Para el comentarista político Gene Callahan, el Estado es parte, una gran parte, del problema, dado que fomenta el abuso de los combustibles fósiles. Pongamos un ejemplo: como el uso de las autopistas no está sujeto a precios de mercado, se tiene la impresión de que hacerlo sale gratis; pues bien, los atascos resultantes de ello son perjudiciales para el medio ambiente. Pongamos otro: si el Estado no pusiera tantas trabas a la energía nuclear, utilizaríamos menos carbón.
Si no se le asfixiara con regulaciones y subsidios, el mercado descubriría combustibles alternativos que los burócratas no tienen presente ni cuando están soñando. Hoy en día, los disidentes energéticos pueden acabar teniendo problemas con el Estado, como bien sabe Bob Teixeira, un tipo que cometió la osadía de poner su Mercedes a funcionar con aceite de soja. Si lo del cambio climático resulta un peligro real, el incentivo de los beneficios moverá a los empresarios a dar con tecnologías que reduzcan las emisiones de CO2.

Si el sector de los seguros estuviera menos regulado, tendría sustanciosas razones para anticiparse a cualquier problema relacionado con el calentamiento y fijar convenientemente el precio de cobertura de las distintas propiedades. Las aseguradoras prestarían una gran atención a la mejor información científica, ya que un error les podría costar la bancarrota, problema que jamás se le plantea al Estado.
Lo mejor y más importante que podemos hacer es no dificultar la creación de riqueza. Como decía el difunto Aaron Wildavsky en su maravilloso libro Searching for Safety (En busca de la seguridad), "más rico quiere decir más sano".

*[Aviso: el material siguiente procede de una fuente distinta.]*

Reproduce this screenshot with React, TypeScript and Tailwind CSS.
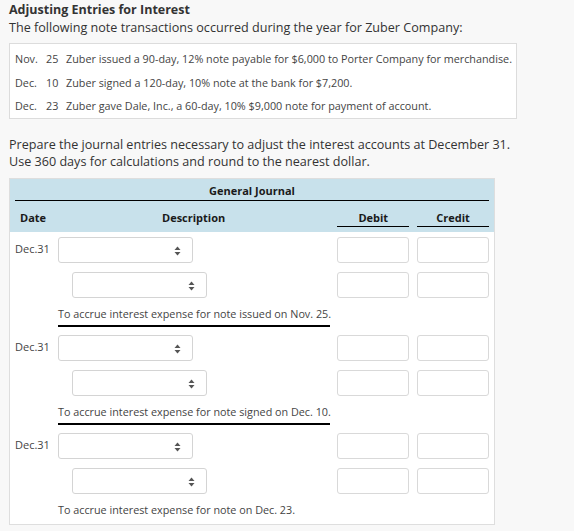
const NOTES = [
  { m: "Nov.", d: "25", text: "Zuber issued a 90-day, 12% note payable for $6,000 to Porter Company for merchandise." },
  { m: "Dec.", d: "10", text: "Zuber signed a 120-day, 10% note at the bank for $7,200." },
  { m: "Dec.", d: "23", text: "Zuber gave Dale, Inc., a 60-day, 10% $9,000 note for payment of account." },
]

const ENTRIES = [
  "To accrue interest expense for note issued on Nov. 25.",
  "To accrue interest expense for note signed on Dec. 10.",
  "To accrue interest expense for note on Dec. 23.",
]

function Select({ indent }: { indent?: boolean }) {
  return (
    <div className={`relative h-[26px] w-[135px] rounded-[3px] border border-[#d4d4d4] bg-white ${indent ? "ml-[14px]" : ""}`}>
      <svg className="absolute right-[11px] top-[8px]" width="7" height="10" viewBox="0 0 7 10">
        <path d="M3.5 0.5 L6.5 4 L0.5 4 Z" fill="#555" />
        <path d="M3.5 9.5 L6.5 6 L0.5 6 Z" fill="#555" />
      </svg>
    </div>
  )
}

function Amount() {
  return <div className="h-[26px] w-[72px] rounded-[3px] border border-[#d9d9d9] bg-white" />
}

export default function App() {
  return (
    <div className="min-h-screen bg-[#f8f8f8] pl-[9px] pt-[1px] font-['Open_Sans',sans-serif] text-[#333]">
      <div className="text-[12.5px] font-bold leading-[18px]">Adjusting Entries for Interest</div>
      <div className="text-[12.6px] leading-[18px]">The following note transactions occurred during the year for Zuber Company:</div>

      {/* notes */}
      <div className="mt-[6px] w-[508px] border border-[#dcdcdc] bg-white pb-[0px] pl-[5px] pt-[3px] text-[10.8px] leading-[23.5px] text-[#444]">
        {NOTES.map((n, i) => (
          <div key={i} className="flex whitespace-nowrap">
            <span className="w-[31px]">{n.m}</span>
            <span className="w-[20px]">{n.d}</span>
            <span>{n.text}</span>
          </div>
        ))}
      </div>

      <p className="mt-[17px] text-[12.6px] leading-[17px]">
        Prepare the journal entries necessary to adjust the interest accounts at December 31.<br />
        Use 360 days for calculations and round to the nearest dollar.
      </p>

      {/* journal */}
      <div className="mt-[8px] w-[486px] border border-[#dedede] bg-white">
        <div className="bg-[#c8e1eb] px-[5px] pb-[5px] text-[11px] font-bold text-[#1a1a1a]">
          <div className="border-b border-black pt-[3px] text-center leading-[18px]">General Journal</div>
          <div className="flex pt-[9px] leading-[16px]">
            <div className="w-[43px] pl-[5px]">Date</div>
            <div className="w-[272px] text-center">Description</div>
            <div className="ml-[8px] w-[72px] border-b border-black text-center">Debit</div>
            <div className="ml-[8px] w-[72px] border-b border-black text-center">Credit</div>
          </div>
        </div>

        <div className="px-[5px] pb-[6px] pt-[5px] text-[11px] text-[#444]">
          {ENTRIES.map((note, i) => (
            <div key={i} className={i > 0 ? "mt-[8px]" : ""}>
              <div className="flex items-center">
                <div className="w-[43px]">Dec.31</div>
                <div className="w-[272px]"><Select /></div>
                <div className="ml-[8px]"><Amount /></div>
                <div className="ml-[8px]"><Amount /></div>
              </div>
              <div className="mt-[9px] flex items-center">
                <div className="w-[43px]" />
                <div className="w-[272px]"><Select indent /></div>
                <div className="ml-[8px]"><Amount /></div>
                <div className="ml-[8px]"><Amount /></div>
              </div>
              <div className="ml-[43px] w-[272px]">
                <div className={`mt-[8px] whitespace-nowrap text-[10.8px] leading-[16px] ${i < ENTRIES.length - 1 ? "border-b-2 border-black pb-[3px]" : ""}`}>{note}</div>
              </div>
            </div>
          ))}
        </div>
      </div>
    </div>
  )
}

Las sociedades ricas están en disposición de plantar cara a una amenaza imprevista. En cambio, los habitantes de los países en desarrollo necesitan desesperadamente alcanzar la prosperidad. Bloquear su desarrollo con promesas deleznables de "soluciones" medioambientales no hará sino hacerles aún más dura la vida. Sus entornos primitivos les están matando.